The EUC’s comments also stressed the importance of levelling the legal landscape and making privacy law less of a patchwork to give organizations and consumers more certainty in their compliance and protections, respectively. They emphasized that increased control over an individual’s own data (through the inclusion of individual rights with respected access, correction, explanation for automated decisions, and redress) could engender trust and increase data sharing by customers. In terms of the core principles of data protection, the EUC recognized that the Administration is on the right track in its acknowledgement of the need for security, transparency, accountability and data minimization, but recommended that additional principles receive attention. Two such principles identified by the EUC were: requiring consent or other lawful bases to process data; and specifying a purpose for data processing. Beyond the core principles, the EUC also noted that in order for any approach to be effective, it would need to be enforced by an authority with sufficient resources and enforcement authority. In that regard, the EUC recommended strengthening FTC authority. Likewise, the FTC’s own comments seconded the notion of strengthening FTC authority through a “call that Congress consider legislation that clarifies the FTC’s authority”.[4] The FTC also noted that that it “strongly supports” federal privacy legislation.[5]
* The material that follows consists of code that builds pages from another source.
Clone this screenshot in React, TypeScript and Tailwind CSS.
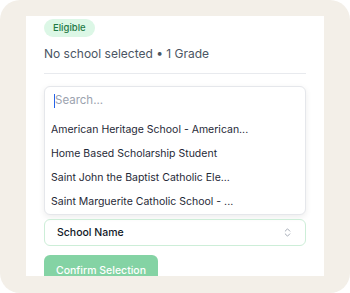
import { ChevronsUpDown } from "lucide-react";

const schools = [
  "American Heritage School - American...",
  "Home Based Scholarship Student",
  "Saint John the Baptist Catholic Ele...",
  "Saint Marguerite Catholic School - ...",
];

export default function App() {
  return (
    <div className="w-[350px] h-[293px] bg-white" style={{ fontFamily: "Inter, 'Noto Sans', sans-serif" }}>
      <div className="w-full h-full rounded-[20px] bg-[#f3efe8] pt-4 pb-[17px] px-[26px]">
        <div className="h-full bg-white overflow-hidden px-[18px] pt-[3px]">
          <div className="flex w-fit items-center h-[18px] px-[9px] rounded-full bg-[#dcf7e6] text-[9.5px] font-medium text-[#1f7a45]">
            Eligible
          </div>
          <p className="mt-[9px] text-[12px] leading-4 text-[#4b5563]">No school selected • 1 Grade</p>
          <div className="mt-[11px] h-px bg-[#e8eaee]" />

          <div className="mt-3 rounded-md border border-[#e5e7eb] bg-white shadow-[0_2px_6px_rgba(0,0,0,0.08)]">
            <div className="h-[28px] flex items-center px-[9px]">
              <span className="w-px h-[14px] bg-[#2563eb]" />
              <span className="text-[11.5px] text-[#9ca3af]">Search...</span>
            </div>
            <div className="pt-[3px]">
              {schools.map((s) => (
                <div key={s} className="h-6 flex items-center px-[6px] text-[10.5px] text-[#1f2937]">
                  {s}
                </div>
              ))}
            </div>
          </div>

          <div className="mt-1 h-[27px] rounded-md border border-[#cdeed8] flex items-center justify-between pl-[12px] pr-[12px]">
            <span className="text-[10.5px] font-medium text-[#111827]">School Name</span>
            <ChevronsUpDown size={11} className="text-[#9ca3af]" strokeWidth={2} />
          </div>

          <button className="mt-[9px] h-8 w-[114px] rounded-md bg-[#84d3a4] text-white text-[10.5px] font-medium">
            Confirm Selection
          </button>
        </div>
      </div>
    </div>
  );
}
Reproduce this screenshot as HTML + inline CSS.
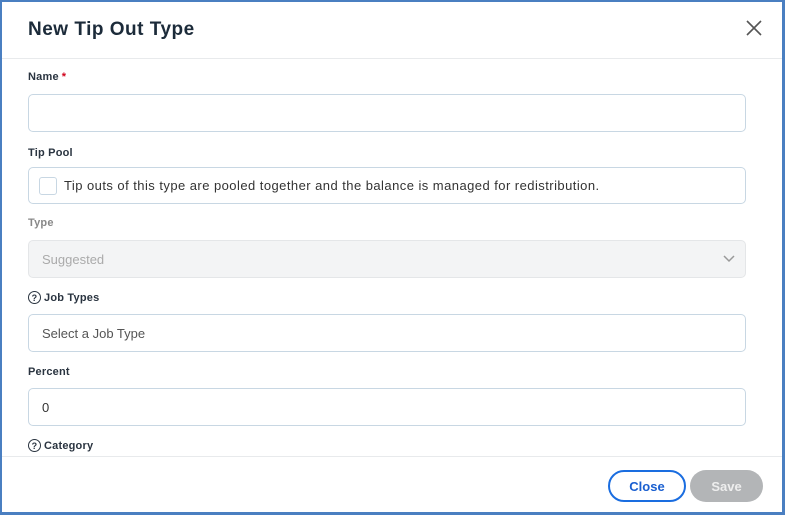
<!DOCTYPE html>
<html><head><style>
*{box-sizing:border-box;margin:0;padding:0}
body{width:785px;height:515px;overflow:hidden;background:#fff;font-family:"Liberation Sans",sans-serif;position:relative}
.frame{position:absolute;left:0;top:0;width:785px;height:515px;border:2px solid #4a7fc1;border-bottom-width:3px;border-right-width:3px}
.t{position:absolute;left:28px;top:19px;font-size:19px;font-weight:bold;color:#1c2b3a;letter-spacing:0.5px}
.x{position:absolute;left:745px;top:19px}
.hl{position:absolute;left:2px;right:3px;height:1px;background:#e8eaec}
.l{position:absolute;left:28px;font-size:11px;font-weight:bold;color:#2a3440;display:flex;align-items:center;gap:3px;letter-spacing:0.2px}
.in{position:absolute;left:28px;width:718px;height:38px;border:1px solid #c8d7e3;border-radius:5px;font-size:13px;color:#555;padding-left:13px;display:flex;align-items:center}
.q{width:13px;height:13px;border:1.5px solid #2a3440;border-radius:50%;font-size:9px;display:flex;align-items:center;justify-content:center}
.btn{position:absolute;top:470px;height:32px;border-radius:16px;font-size:13px;font-weight:bold;display:flex;align-items:center;justify-content:center}
</style></head><body>
<div class="t">New Tip Out Type</div>
<svg class="x" width="18" height="18" viewBox="0 0 18 18"><path d="M2 2L16 16M16 2L2 16" stroke="#555" stroke-width="1.6"/></svg>
<div class="hl" style="top:58px"></div>
<div class="l" style="top:71px">Name <span style="color:#d0021b">*</span></div>
<div class="in" style="top:94px"></div>
<div class="l" style="top:147px">Tip Pool</div>
<div class="in" style="top:167px;height:37px;color:#333;letter-spacing:0.45px"><span style="width:18px;height:18px;border:1px solid #c8d7e3;border-radius:3px;margin-left:-3px;margin-right:7px"></span>Tip outs of this type are pooled together and the balance is managed for redistribution.</div>
<div class="l" style="top:217px;color:#888">Type</div>
<div class="in" style="top:240px;height:38px;background:#f3f4f5;border-color:#e4e6e8;color:#aaa">Suggested
<svg style="position:absolute;right:10px;top:14px" width="12" height="8" viewBox="0 0 12 8"><path d="M1 1L6 6L11 1" stroke="#999" fill="none" stroke-width="1.5"/></svg></div>
<div class="l" style="top:291px"><span class="q">?</span> Job Types</div>
<div class="in" style="top:314px">Select a Job Type</div>
<div class="l" style="top:366px">Percent</div>
<div class="in" style="top:388px;color:#333">0</div>
<div class="l" style="top:439px"><span class="q">?</span> Category</div>
<div class="hl" style="top:456px"></div>
<div class="btn" style="left:608px;width:78px;border:2px solid #1a6de0;color:#1a5fd0">Close</div>
<div class="btn" style="left:690px;width:73px;background:#b3b5b7;color:#eee">Save</div>
<div class="frame"></div>
</body></html>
Both the FTC and the EUC touched on the importance of breach notification laws, but the EUC further suggested that unification of breach notification requirements through federal legislation would be superior to the current patchwork of state data breach notification laws and the consequent disparate standards.[6] Also of note with regard to the state versus federal privacy framework debate, Californians for Consumer Privacy (the chief proponent of the CCPA, which shares some similarities with the GDPR[7]) also provided comments.

Californians for Consumer Privacy (CCP)

CCP framed their comments using the CCPA as a backdrop to highlight touchpoints similar to those discussed by the EUC. In particular, the CCP comments articulated three principles of the CCPA that could be used to guide the Administration’s approach: (i) transparency (the right for consumers to know what information is being collected); (ii) control (the right for consumers to “say no” and prevent a corporation from selling or sharing their information); and (iii) accountability (ensuring that corporations take data security seriously and safeguard personal information from theft).[8] However, the CCP also identified what it characterized as “major differences” between the CCPA and GDPR and stressed that those differences should be considered in regard to “other countries’ replications of NTIA’s future outcomes…and their potential interaction with the exchange of goods and services…”[9] Specifically, the comments highlighted the CCPA’s gross revenue and data processing thresholds for applicability, as opposed to the GDPR’s applicability to “all entities of any size”, and the GDPR’s requirement to obtain user consent for any data processing (as opposed to the CCPA’s option for consumers to restrict the sale of their information after processing).

Many of the commenters applauded the Administration for taking this initial step, but noted that they await a more fleshed out proposal as its approach develops going forward. The principles articulated and the legal sources drawn upon give some indication as to where U.S. federal privacy law could land, but the particulars remain to be seen in both cases. While a number of the comments set forth common themes (for example, federal unification of data security standards), a great deal of ground remains to be covered before a generally applicable federal privacy law is likely to be adopted.